As well as carrying all the usual compression functions I also incorporated a number of replacements to tidy up the code. If your going to loop through each page in a system then this seems like a good place to do such things as:

  • Make my HTML XHTML compliant by encoding characters, expanding attributes, making sure all attributes are quoted and that my tags are lower case and some other HTML related tweaks.
  • Removing comments from within SCRIPT blocks as they are not required anymore as well as shortening SCRIPT tags down to the minimum e.g remove the language and type attributes. Obviously this breaks your XHTML compliance but then again you can't have everything.
  • Combine multi-line string literals together into one variable.
  • Combine variable declarations (server and client side) into one declaration.
  • Remove certain function calls such as calls to my custom ShowDebug function that outputs messages for client and server side script. I always build my codebase with the debug statements built in rather than add them in later as it makes debugging quicker and easier. However on a production system these function calls are expensive and unnecessary and should be removed.
  • Remove excess white space, usually TABS within dynamic SQL strings. Obviously I don't do UPDATES or DELETES only SELECTS but I usually format my code with TABS.

Why Compress Server-Side Code?

Well yes I know that even interpreted languages such as ASP gets compiled into a token based language which is cached by the web server so there is not much scope for compression but the smaller I can make the file size then the better in terms of storage and maybe caching. Plus the main point of the server-side compression was to remove all my ShowDebug function calls to aid performance.


So can I get a copy?

Not at the moment as I am in the process of testing it on a live system to iron out any bugs. At the moment the code is a script that I point at a directory and run. I am hoping to make a C# based windows application version of it and then I might put a copy up on the site.

Should I use a framework?

When to use a framework and when to write your own code

I am always asked at work why I don't just use a framework such as jQuery, prototype, YUI, MooTools etc rather than spend time writing my own code and its a fair point. I have spent time looking at the major frameworks and its all good code written by clever people and if you haven't got the time to spend then I would definitely recommend using a library.
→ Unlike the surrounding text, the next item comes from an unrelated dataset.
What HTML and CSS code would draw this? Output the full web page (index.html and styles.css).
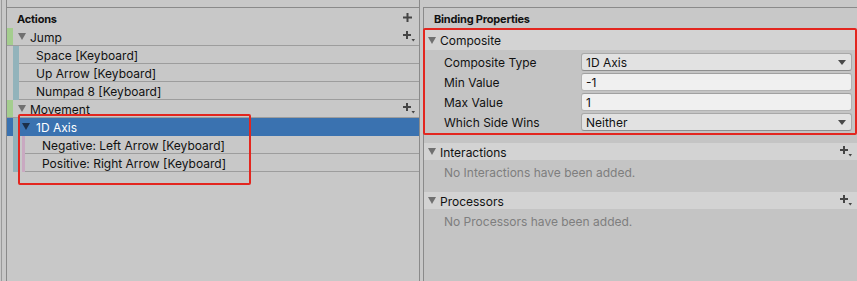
FILE: index.html
```html
<!DOCTYPE html>
<html>
<head>
<meta charset="utf-8">
<link rel="stylesheet" href="styles.css">
</head>
<body>
<div class="app">
  <div class="edge"></div>
  <div class="left">
    <div class="left-body">
      <div class="panel-head">
        <span>Actions</span>
        <svg class="plus" width="9" height="9" viewBox="0 0 9 9"><rect x="0" y="3.5" width="9" height="2"/><rect x="3.5" y="0" width="2" height="9"/></svg>
      </div>
      <div class="row action">
        <span class="bar green"></span>
        <div class="cell">
          <svg class="tri" width="8" height="7" viewBox="0 0 8 7"><path d="M0 0H8L4 7Z"/></svg>
          <span class="label">Jump</span>
          <svg class="plusdd" width="12" height="11" viewBox="0 0 12 11"><rect x="0" y="3" width="8" height="2"/><rect x="3" y="0" width="2" height="8"/><path d="M8.5 8H12L10.25 10.5Z"/></svg>
        </div>
      </div>
      <div class="row binding">
        <span class="bar"></span><span class="bar teal"></span>
        <div class="cell"><span class="label">Space [Keyboard]</span></div>
      </div>
      <div class="row binding">
        <span class="bar"></span><span class="bar teal"></span>
        <div class="cell"><span class="label">Up Arrow [Keyboard]</span></div>
      </div>
      <div class="row binding">
        <span class="bar"></span><span class="bar teal"></span>
        <div class="cell"><span class="label">Numpad 8 [Keyboard]</span></div>
      </div>
      <div class="row action">
        <span class="bar green"></span>
        <div class="cell">
          <svg class="tri" width="8" height="7" viewBox="0 0 8 7"><path d="M0 0H8L4 7Z"/></svg>
          <span class="label">Movement</span>
          <svg class="plusdd" width="12" height="11" viewBox="0 0 12 11"><rect x="0" y="3" width="8" height="2"/><rect x="3" y="0" width="2" height="8"/><path d="M8.5 8H12L10.25 10.5Z"/></svg>
        </div>
      </div>
      <div class="row composite selected">
        <span class="bar"></span><span class="bar teal"></span>
        <div class="cell">
          <svg class="tri dark" width="8" height="7" viewBox="0 0 8 7"><path d="M0 0H8L4 7Z"/></svg>
          <span class="label">1D Axis</span>
        </div>
      </div>
      <div class="row part">
        <span class="bar"></span><span class="bar teal"></span><span class="bar thin"></span><span class="bar thin pink"></span>
        <div class="cell"><span class="label">Negative: Left Arrow [Keyboard]</span></div>
      </div>
      <div class="row part">
        <span class="bar"></span><span class="bar teal"></span><span class="bar thin"></span><span class="bar thin pink"></span>
        <div class="cell"><span class="label">Positive: Right Arrow [Keyboard]</span></div>
      </div>
    </div>
  </div>
  <div class="right">
    <div class="rhead">Binding Properties</div>
    <div class="rbody">
      <div class="fold-head first">
        <svg class="tri" width="8" height="7" viewBox="0 0 8 7"><path d="M0 0H8L4 7Z"/></svg>
        <span class="label">Composite</span>
      </div>
      <div class="props">
        <div class="prop"><span class="plabel">Composite Type</span><div class="field dd"><span>1D Axis</span><svg width="8" height="5" viewBox="0 0 8 5"><path d="M0 0H8L4 5Z"/></svg></div></div>
        <div class="prop"><span class="plabel">Min Value</span><div class="field tf"><span>-1</span></div></div>
        <div class="prop"><span class="plabel">Max Value</span><div class="field tf"><span>1</span></div></div>
        <div class="prop"><span class="plabel">Which Side Wins</span><div class="field dd"><span>Neither</span><svg width="8" height="5" viewBox="0 0 8 5"><path d="M0 0H8L4 5Z"/></svg></div></div>
      </div>
      <div class="fold-head sec">
        <svg class="tri" width="8" height="7" viewBox="0 0 8 7"><path d="M0 0H8L4 7Z"/></svg>
        <span class="label">Interactions</span>
        <svg class="plusdd" width="12" height="11" viewBox="0 0 12 11"><rect x="0" y="3" width="8" height="2"/><rect x="3" y="0" width="2" height="8"/><path d="M8.5 8H12L10.25 10.5Z"/></svg>
      </div>
      <div class="help">No Interactions have been added.</div>
      <div class="fold-head">
        <svg class="tri" width="8" height="7" viewBox="0 0 8 7"><path d="M0 0H8L4 7Z"/></svg>
        <span class="label">Processors</span>
        <svg class="plusdd" width="12" height="11" viewBox="0 0 12 11"><rect x="0" y="3" width="8" height="2"/><rect x="3" y="0" width="2" height="8"/><path d="M8.5 8H12L10.25 10.5Z"/></svg>
      </div>
      <div class="help">No Processors have been added.</div>
    </div>
  </div>
</div>
<div class="annot annot-left"></div>
<div class="annot annot-right"></div>
</body>
</html>
```
FILE: styles.css
```css
* { box-sizing: border-box; }
html, body { margin: 0; padding: 0; }
body {
  background: #c8c8c8;
  font-family: Inter, "Noto Sans", sans-serif;
  font-size: 12px;
  color: #111;
  width: 857px;
  height: 281px;
  overflow: hidden;
  position: relative;
}
.app { display: flex; height: 281px; }
.edge { width: 1px; margin-left: 1px; margin-right: 4px; background: #9a9a9a; flex: none; }
.left {
  width: 414px;
  flex: none;
  border-left: 1px solid #8a8a8a;
  border-right: 1px solid #8a8a8a;
  padding-top: 7px;
}
.left-body { border-top: 1px solid #8a8a8a; }
.panel-head {
  height: 20px;
  display: flex;
  align-items: center;
  justify-content: space-between;
  padding: 1px 7px 0 10px;
  font-weight: 700;
  font-size: 11px;
  letter-spacing: -0.2px;
}
.panel-head .plus { margin-top: -3px; }
.plus, .plusdd { fill: #454545; flex: none; }
.row { display: flex; height: 18px; }
.bar { width: 6px; flex: none; }
.bar.thin { width: 3px; }
.green { background: #a4cd8e; }
.teal { background: #92b3bb; }
.pink { background: #c9a9c1; }
.cell {
  flex: 1;
  display: flex;
  align-items: center;
  border-bottom: 1px solid #9d9d9d;
  padding-right: 4px;
}
.label { flex: 1; white-space: nowrap; padding-top: 2px; }
.row.action { border-bottom: 1px solid #9d9d9d; }
.row.action .bar { height: 17px; }
.row.action .cell { border-bottom: none; padding-left: 5px; }
.tri { fill: #707070; flex: none; margin-right: 4px; }
.tri.dark { fill: #1c2f49; }
.row.binding .cell { padding-left: 17px; }
.row.selected { background: #3a72b0; }
.row.selected .cell { padding-left: 3px; color: #fff; border-bottom-color: #3a72b0; }
.row.selected .tri { margin-right: 6px; }
.row.part .cell { padding-left: 17px; }
.right {
  flex: 1;
  margin-left: 3px;
  margin-top: 7px;
  border-left: 1px solid #8a8a8a;
  border-top: 1px solid #8a8a8a;
  display: flex;
  flex-direction: column;
}
.rhead {
  height: 21px;
  display: flex;
  align-items: center;
  padding: 1px 0 0 10px;
  font-weight: 700;
  font-size: 11px;
  letter-spacing: -0.2px;
}
.rbody { flex: 1; background: #c4c4c4; }
.fold-head {
  height: 17px;
  display: flex;
  align-items: center;
  background: #d3d3d3;
  padding: 0 5px 0 4px;
}
.fold-head .label { padding-top: 1px; }
.fold-head.first { height: 20px; margin-top: 1px; }
.fold-head.sec { margin-top: 12px; }
.props { padding-top: 3px; display: flex; flex-direction: column; gap: 2px; }
.prop { display: flex; height: 18px; align-items: center; }
.plabel { width: 157px; padding-left: 20px; flex: none; }
.field {
  width: 271px;
  height: 18px;
  border-radius: 3px;
  display: flex;
  align-items: center;
  justify-content: space-between;
  padding: 0 5px 0 4px;
}
.field svg { fill: #4a4a4a; }
.dd { background: #e2e2e2; border: 1px solid #a8a8a8; border-bottom-color: #8e8e8e; }
.tf { background: #f0f0f0; border: 1px solid #b2b2b2; border-top-color: #a0a0a0; }
.help { height: 32px; padding: 5px 0 0 20px; line-height: 16px; color: #7e7e7e; }
.annot {
  position: absolute;
  border: 2px solid #e3261f;
  border-radius: 2px;
}
.annot-left { left: 18px; top: 114px; width: 233px; height: 71px; }
.annot-right { left: 423px; top: 28px; width: 434px; height: 107px; }
```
Then again if John Reisig had thought like that then millions of people would be using YUI instead of jQuery and Microsoft would be packaging another library with Visual Studio to handle selectors instead.

Libraries are good for many reasons they hide browser incompatibilities from the developer and its good for a team of developers to stick to a standard code base rather than all adding their own functions and bloating a site up with several versions of the same addEvent or toggleClass function.
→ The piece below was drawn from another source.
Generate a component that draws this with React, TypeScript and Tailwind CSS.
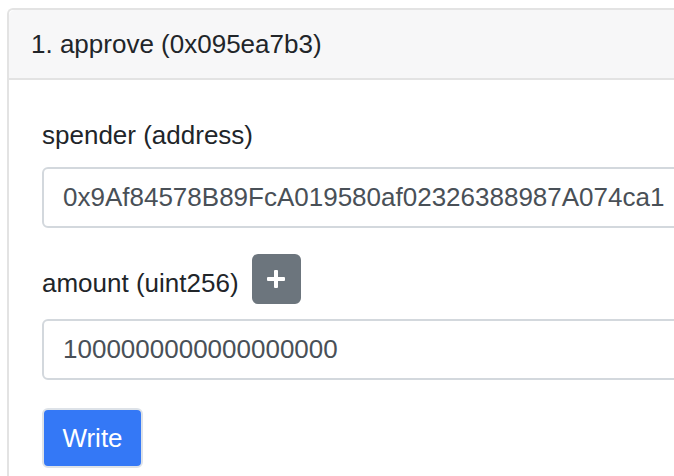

The downside is that most libraries will contain lots of code that is never even used by the developer. If you're not even going to be using selectors to return DOM objects in your JavaScript and are just looking for a shorter version of document.getElementById then using $('#blah') is not the way to go. 

The other good thing about writing your own code is that you get to understand the language of your trade a whole lot better than if you just relied on a library. There is no better way in my opinion for learning anything that being thrown in at the deep end and having to sink or swim so to speak. Yes it takes much longer as you will have to read up about the early browser wars and compatibility issues, learn about objects and their properties and understand event models and script syntax but it will make you a much better programmer and when bugs appear due to a new version of Internet Explorer you won't have to wait for an update to your framework to be released.
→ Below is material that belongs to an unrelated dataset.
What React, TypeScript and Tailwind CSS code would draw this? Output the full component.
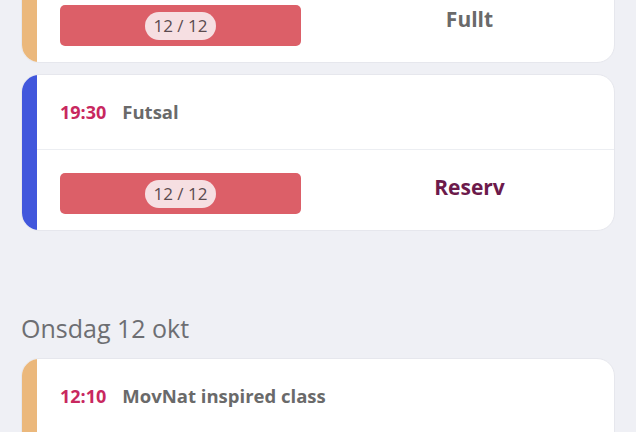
type Slot = {
  time: string;
  title: string;
  accent: string;
  booked?: number;
  capacity?: number;
  status?: "full" | "reserve";
};

function Card({ slot }: { slot: Slot }) {
  return (
    <div className="flex overflow-hidden rounded-[18px] border border-[#e6e7ed] bg-white">
      <div className={`w-[15px] shrink-0 ${slot.accent}`} />
      <div className="flex-1">
        <div className="flex h-[75px] items-center gap-[16px] border-b border-[#eceef2] pl-[23px]">
          <span className="text-[18px] font-bold text-[#c8285f]">{slot.time}</span>
          <span className="text-[18.5px] font-bold text-[#6a6a6a]">{slot.title}</span>
        </div>
        {slot.capacity != null && (
          <div className="flex h-[80px] items-start pl-[23px]">
            <div className="mt-[23px] flex h-[41px] w-[241px] items-center justify-center rounded-[5px] bg-[#dc5f68]">
              <span className="rounded-full bg-[#f6dfe2] px-[9px] py-[1px] text-[17px] leading-[26px] text-[#5b4b4f]">
                {slot.booked} / {slot.capacity}
              </span>
            </div>
            <div className="mt-[23px] flex flex-1 justify-center pl-[24px]">
              {slot.status === "full" ? (
                <span className="text-[21px] font-bold leading-[28px] text-[#6a6a6a]">Fullt</span>
              ) : (
                <span className="text-[21px] font-bold leading-[28px] text-[#6c1a4b]">Reserv</span>
              )}
            </div>
          </div>
        )}
      </div>
    </div>
  );
}

export default function App() {
  const tuesday: Slot[] = [
    { time: "18:00", title: "Crossfit", accent: "bg-[#ebb87c]", booked: 12, capacity: 12, status: "full" },
    { time: "19:30", title: "Futsal", accent: "bg-[#4157dc]", booked: 12, capacity: 12, status: "reserve" },
  ];
  const wednesday: Slot[] = [
    { time: "12:10", title: "MovNat inspired class", accent: "bg-[#ebb87c]", booked: 8, capacity: 12, status: "full" },
  ];

  return (
    <div
      className="h-[432px] overflow-hidden bg-[#eff0f5] px-[21px]"
      style={{ fontFamily: '"Open Sans", "Noto Sans", sans-serif' }}
    >
      <div className="-mt-[94px] flex flex-col gap-[11px]">
        {tuesday.map((s) => (
          <Card key={s.time} slot={s} />
        ))}
      </div>

      <h2 className="mt-[80px] mb-[12px] text-[25px] leading-[35px] text-[#6d6e72]">Onsdag 12 okt</h2>

      <div className="flex flex-col gap-[11px]">
        {wednesday.map((s) => (
          <Card key={s.time} slot={s} />
        ))}
      </div>
    </div>
  );
}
As with all things its swings and roundabouts and just because I like to write my own code and know why things work the way they do does not mean I won't use a library. However having spent the time researching the language for my own code has given me invaluable knowledge and it helps being able to step through something like jQuery and actually understand what its doing and why rather than just knowing that it works.

Sunday 5 April 2009

Problems with Firebug and raised errors

Firebug raising false errors or incorrect line numbers

I have noticed recently that Firebug seems to be giving me unhelpful error reports and it seems to be happening more and more. By unhelpful I mean in the way Internet Explorer used to when an error was raised with an invalid or incorrect line number. I always thought Firebug was pretty spot on for error reporting but it seems that within the last month or so I have been getting quite a lot of errors in the console that say the problem is in file X and on line 120 but in fact after stepping through the problem the problem is actually in file Z and on line 45. Sometimes the error details that are reported in the console do not correspond exactly to those in the standard error console and a lot of the time errors that appear in Firebugs console do not appear in the standard error console.


Possible Causes to spurious error messages

Conflict with Firefox Add-Ons

I have found problems in the past with certain Firefox add-ons that raise errors constantly or intermittently. One such add-on is the user-agent switcher which always raises a 
UserAgentButton is null error and another add on which is a brilliant add-on for Search Engine Optimisation called the SEO Toolbar keeps raising the following error s4fToolbar_cache is undefined.

Both of these errors disappear once the add-on has been disabled or in the case of the SEO toolbar you can turn it off without having to restart your browser. I have quite a number of add-ons on my work PC and due to my experience of errors related to add-ons I wouldn't rule out some sort of clash that is generating incorrect error details. 


Syntax Problems

I have found that sometimes when there are compilation errors usually due to missing or incorrect brackets then the error can be reported incorrectly. If a function hasn't been closed correctly due to a missing bracket then the calling function can sometimes be identified as the erroring function. However a large number of the errors I am getting invalid details for do not meet this criteria.


Firefox or Firebug installations

Within the last couple of months I have had upgrades of both Firefox and Firebug so it maybe that some problem within the application is causing the invalid error details.

If anyone else has found similar issues recently with their Firebug installation it would be good to hear about it. As my colleagues also use Firefox and Firebug but without the various add-ons I have installed do not have these problems it means at the moment I am of the opinion the problem is most likely due to some sort of clash between add-ons as I cannot see such a problem not being spotted and resolved before any upgraded version of Firebug being released. I came to expect this sort of behaviour from IE and it was just understood by everyone that you couldn't get a proper error message when you needed one so its a tad annoying to say the least for me to start experiencing this issue with Firefox.